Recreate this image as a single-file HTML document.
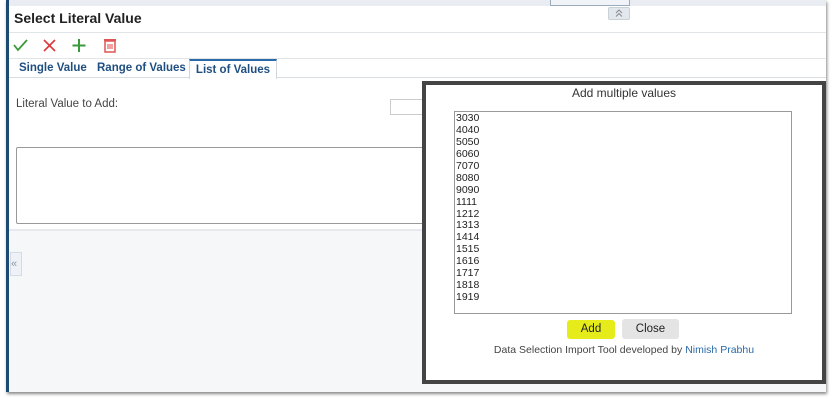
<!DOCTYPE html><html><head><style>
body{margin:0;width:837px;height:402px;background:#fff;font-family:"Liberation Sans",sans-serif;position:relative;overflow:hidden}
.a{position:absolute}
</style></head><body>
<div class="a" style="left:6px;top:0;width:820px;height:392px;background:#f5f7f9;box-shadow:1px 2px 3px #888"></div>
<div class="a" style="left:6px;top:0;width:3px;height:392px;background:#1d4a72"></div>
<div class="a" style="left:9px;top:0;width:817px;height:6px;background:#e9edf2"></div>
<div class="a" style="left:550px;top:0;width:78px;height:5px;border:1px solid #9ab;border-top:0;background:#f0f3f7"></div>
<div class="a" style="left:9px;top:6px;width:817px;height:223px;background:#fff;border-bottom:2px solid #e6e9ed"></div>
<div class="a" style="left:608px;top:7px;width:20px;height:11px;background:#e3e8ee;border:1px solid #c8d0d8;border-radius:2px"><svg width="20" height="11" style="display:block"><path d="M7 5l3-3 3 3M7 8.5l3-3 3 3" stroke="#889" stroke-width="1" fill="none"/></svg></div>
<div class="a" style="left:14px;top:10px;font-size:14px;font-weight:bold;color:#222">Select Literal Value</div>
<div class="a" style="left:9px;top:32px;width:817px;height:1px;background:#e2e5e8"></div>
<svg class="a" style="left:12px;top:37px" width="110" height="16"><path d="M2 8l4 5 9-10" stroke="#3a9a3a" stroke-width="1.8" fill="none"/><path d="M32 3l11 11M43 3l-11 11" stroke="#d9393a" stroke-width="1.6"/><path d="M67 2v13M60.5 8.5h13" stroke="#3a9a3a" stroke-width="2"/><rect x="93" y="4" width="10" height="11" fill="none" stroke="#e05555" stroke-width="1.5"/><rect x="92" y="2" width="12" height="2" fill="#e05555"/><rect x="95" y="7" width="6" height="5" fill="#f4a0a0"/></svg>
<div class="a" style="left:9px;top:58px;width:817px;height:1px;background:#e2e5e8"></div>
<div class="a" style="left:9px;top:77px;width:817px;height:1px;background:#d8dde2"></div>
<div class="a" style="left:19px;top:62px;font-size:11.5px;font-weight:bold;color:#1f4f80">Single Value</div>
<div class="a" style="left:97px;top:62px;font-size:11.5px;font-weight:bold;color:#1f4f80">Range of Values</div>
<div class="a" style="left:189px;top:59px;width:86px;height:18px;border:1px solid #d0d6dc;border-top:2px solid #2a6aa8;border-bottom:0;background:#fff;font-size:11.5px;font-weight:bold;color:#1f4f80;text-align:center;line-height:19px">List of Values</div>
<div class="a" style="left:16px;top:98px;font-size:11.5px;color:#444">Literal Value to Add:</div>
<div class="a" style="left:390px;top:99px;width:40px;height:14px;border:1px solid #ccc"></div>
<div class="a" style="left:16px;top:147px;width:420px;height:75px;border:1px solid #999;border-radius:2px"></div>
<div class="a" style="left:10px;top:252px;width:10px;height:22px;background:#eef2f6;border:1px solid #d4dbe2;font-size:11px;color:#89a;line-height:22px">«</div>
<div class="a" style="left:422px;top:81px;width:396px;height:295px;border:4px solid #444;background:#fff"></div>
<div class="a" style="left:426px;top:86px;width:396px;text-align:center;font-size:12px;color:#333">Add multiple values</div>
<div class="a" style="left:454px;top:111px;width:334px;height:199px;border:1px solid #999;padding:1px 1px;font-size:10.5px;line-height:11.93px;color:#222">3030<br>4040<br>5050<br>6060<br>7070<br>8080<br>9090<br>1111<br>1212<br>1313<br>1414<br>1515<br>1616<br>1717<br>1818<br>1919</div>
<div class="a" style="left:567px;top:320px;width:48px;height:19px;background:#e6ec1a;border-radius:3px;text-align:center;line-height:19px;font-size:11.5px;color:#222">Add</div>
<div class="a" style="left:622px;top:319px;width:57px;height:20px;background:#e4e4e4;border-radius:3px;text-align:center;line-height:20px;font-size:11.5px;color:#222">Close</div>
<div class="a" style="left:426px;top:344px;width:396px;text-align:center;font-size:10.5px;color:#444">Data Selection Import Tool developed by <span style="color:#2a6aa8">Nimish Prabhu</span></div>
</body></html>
—————
*TASK TO CARRY OUT:* Leave the pictures out and output the rest of the listing exactly.

*TASK OUTPUT:*
Recreate this image as a single-file HTML document.
<!DOCTYPE html><html><head><style>
body{margin:0;width:837px;height:402px;background:#fff;font-family:"Liberation Sans",sans-serif;position:relative;overflow:hidden}
.a{position:absolute}
</style></head><body>
<div class="a" style="left:6px;top:0;width:820px;height:392px;background:#f5f7f9;box-shadow:1px 2px 3px #888"></div>
<div class="a" style="left:6px;top:0;width:3px;height:392px;background:#1d4a72"></div>
<div class="a" style="left:9px;top:0;width:817px;height:6px;background:#e9edf2"></div>
<div class="a" style="left:550px;top:0;width:78px;height:5px;border:1px solid #9ab;border-top:0;background:#f0f3f7"></div>
<div class="a" style="left:9px;top:6px;width:817px;height:223px;background:#fff;border-bottom:2px solid #e6e9ed"></div>
<div class="a" style="left:608px;top:7px;width:20px;height:11px;background:#e3e8ee;border:1px solid #c8d0d8;border-radius:2px"><svg width="20" height="11" style="display:block"><path d="M7 5l3-3 3 3M7 8.5l3-3 3 3" stroke="#889" stroke-width="1" fill="none"/></svg></div>
<div class="a" style="left:14px;top:10px;font-size:14px;font-weight:bold;color:#222">Select Literal Value</div>
<div class="a" style="left:9px;top:32px;width:817px;height:1px;background:#e2e5e8"></div>
<svg class="a" style="left:12px;top:37px" width="110" height="16"><path d="M2 8l4 5 9-10" stroke="#3a9a3a" stroke-width="1.8" fill="none"/><path d="M32 3l11 11M43 3l-11 11" stroke="#d9393a" stroke-width="1.6"/><path d="M67 2v13M60.5 8.5h13" stroke="#3a9a3a" stroke-width="2"/><rect x="93" y="4" width="10" height="11" fill="none" stroke="#e05555" stroke-width="1.5"/><rect x="92" y="2" width="12" height="2" fill="#e05555"/><rect x="95" y="7" width="6" height="5" fill="#f4a0a0"/></svg>
<div class="a" style="left:9px;top:58px;width:817px;height:1px;background:#e2e5e8"></div>
<div class="a" style="left:9px;top:77px;width:817px;height:1px;background:#d8dde2"></div>
<div class="a" style="left:19px;top:62px;font-size:11.5px;font-weight:bold;color:#1f4f80">Single Value</div>
<div class="a" style="left:97px;top:62px;font-size:11.5px;font-weight:bold;color:#1f4f80">Range of Values</div>
<div class="a" style="left:189px;top:59px;width:86px;height:18px;border:1px solid #d0d6dc;border-top:2px solid #2a6aa8;border-bottom:0;background:#fff;font-size:11.5px;font-weight:bold;color:#1f4f80;text-align:center;line-height:19px">List of Values</div>
<div class="a" style="left:16px;top:98px;font-size:11.5px;color:#444">Literal Value to Add:</div>
<div class="a" style="left:390px;top:99px;width:40px;height:14px;border:1px solid #ccc"></div>
<div class="a" style="left:16px;top:147px;width:420px;height:75px;border:1px solid #999;border-radius:2px"></div>
<div class="a" style="left:10px;top:252px;width:10px;height:22px;background:#eef2f6;border:1px solid #d4dbe2;font-size:11px;color:#89a;line-height:22px">«</div>
<div class="a" style="left:422px;top:81px;width:396px;height:295px;border:4px solid #444;background:#fff"></div>
<div class="a" style="left:426px;top:86px;width:396px;text-align:center;font-size:12px;color:#333">Add multiple values</div>
<div class="a" style="left:454px;top:111px;width:334px;height:199px;border:1px solid #999;padding:1px 1px;font-size:10.5px;line-height:11.93px;color:#222">3030<br>4040<br>5050<br>6060<br>7070<br>8080<br>9090<br>1111<br>1212<br>1313<br>1414<br>1515<br>1616<br>1717<br>1818<br>1919</div>
<div class="a" style="left:567px;top:320px;width:48px;height:19px;background:#e6ec1a;border-radius:3px;text-align:center;line-height:19px;font-size:11.5px;color:#222">Add</div>
<div class="a" style="left:622px;top:319px;width:57px;height:20px;background:#e4e4e4;border-radius:3px;text-align:center;line-height:20px;font-size:11.5px;color:#222">Close</div>
<div class="a" style="left:426px;top:344px;width:396px;text-align:center;font-size:10.5px;color:#444">Data Selection Import Tool developed by <span style="color:#2a6aa8">Nimish Prabhu</span></div>
</body></html>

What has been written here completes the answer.